А мальчонка, братик ейный, у стены стоит, трясётся весь. Я ему сдуру кусок хлеба протягиваю, – ну, чтоб успокоить аль отвлечь. Тоже придёт в голову глупость такая… А он как глянет на меня! Глаза огромные, к себе младенца прижимает. Такого ужаса в глазах я никогда более не видел. Да как заверещит – и бежать бросился, да туда, в кусты побег, где сестрёнка была. Ну, штыком его и прикололи. С младенцем вместе. И всё мысли дрянные в башку лезут. От войны они таки сделались али сразу-то зверями родились? Это ты как объяснишь?

Михайлов подтянул повыше подушку, сел, облокотившись о спинку кровати. Заговорил тоном профессора, читающего лекцию, чувствуя, что несёт свет в народные массы:

– Кроме всего плохого, что несёт война, кроме безнравственности, жестокости, уничтожения, смерти, война ещё и меняет человеческую личность. Меняет чудовищно. Человечество мгновенно скатилось к состоянию кровавого варварства. Одичание достигло предела. Сознание безнаказанности опьяняет. Плевать на мораль, совесть…

Фёдор слышал и не слышал. Слишком холодны были слова для его смятенной обожжённой души. Вздохнул несколько раз глубоко, судорожно, словно пытаясь таким способом освободиться, отогнать от себя гнетущие воспоминания, произнёс вялым усталым голосом:

– Ну они-то тоже сегодня живы, а завтра будут трупами разлагаться.

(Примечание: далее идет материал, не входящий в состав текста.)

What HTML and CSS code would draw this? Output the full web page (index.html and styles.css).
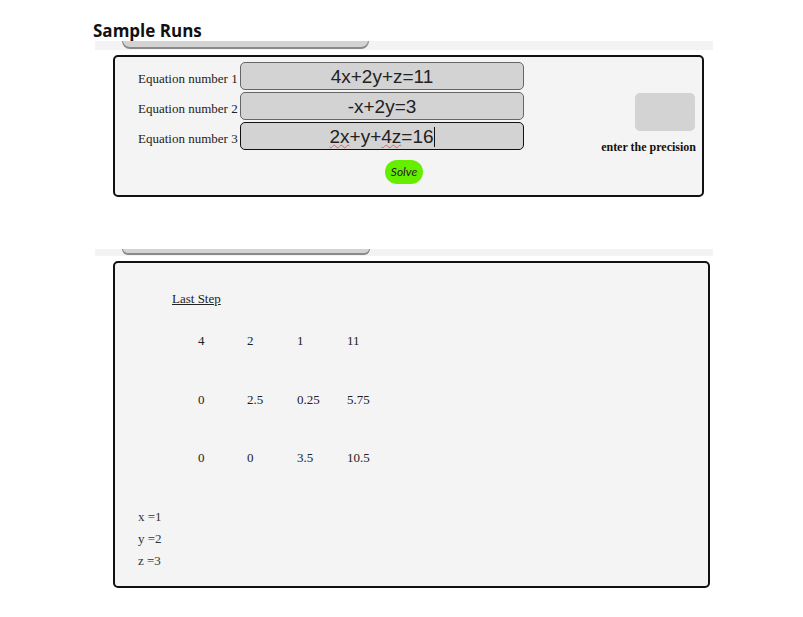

– Пытаешься оправдать. Насилие рождает насилие. Но жители-то в войне невиновны.

– Невиновны, – повторил Фёдор и замолчал, у него подёргивалась щека. Потом вновь вскинулся, заговорил лихорадочно, избавляясь от мучившей его мысли, – невозможно стало её в себе перебаливать:

– У всех дорога от рождения к смерти идёт. Но у каждого разная. И такая у некоторых скорая, что держись. Не успел родиться, свет посмотреть, как уже уходи, и дверь захлопнулась навсегда. А сердце всё щипет и щипет, и дети эти несчастные всё перед глазами стоят…

Глава одиннадцатая

«В первых строках моего письма я кланяюсь дорогим родителям моим – папаше Антипу Дорофеичу и мамаше Ульяне Афанасьевне – от многолюбящего сына. А также шлю поклон моим сестрицам Вассе и Домне. Желаю вам от Господа Бога доброго здоровья. Кланяюсь также всем родным и знакомым, соседям и соседушкам.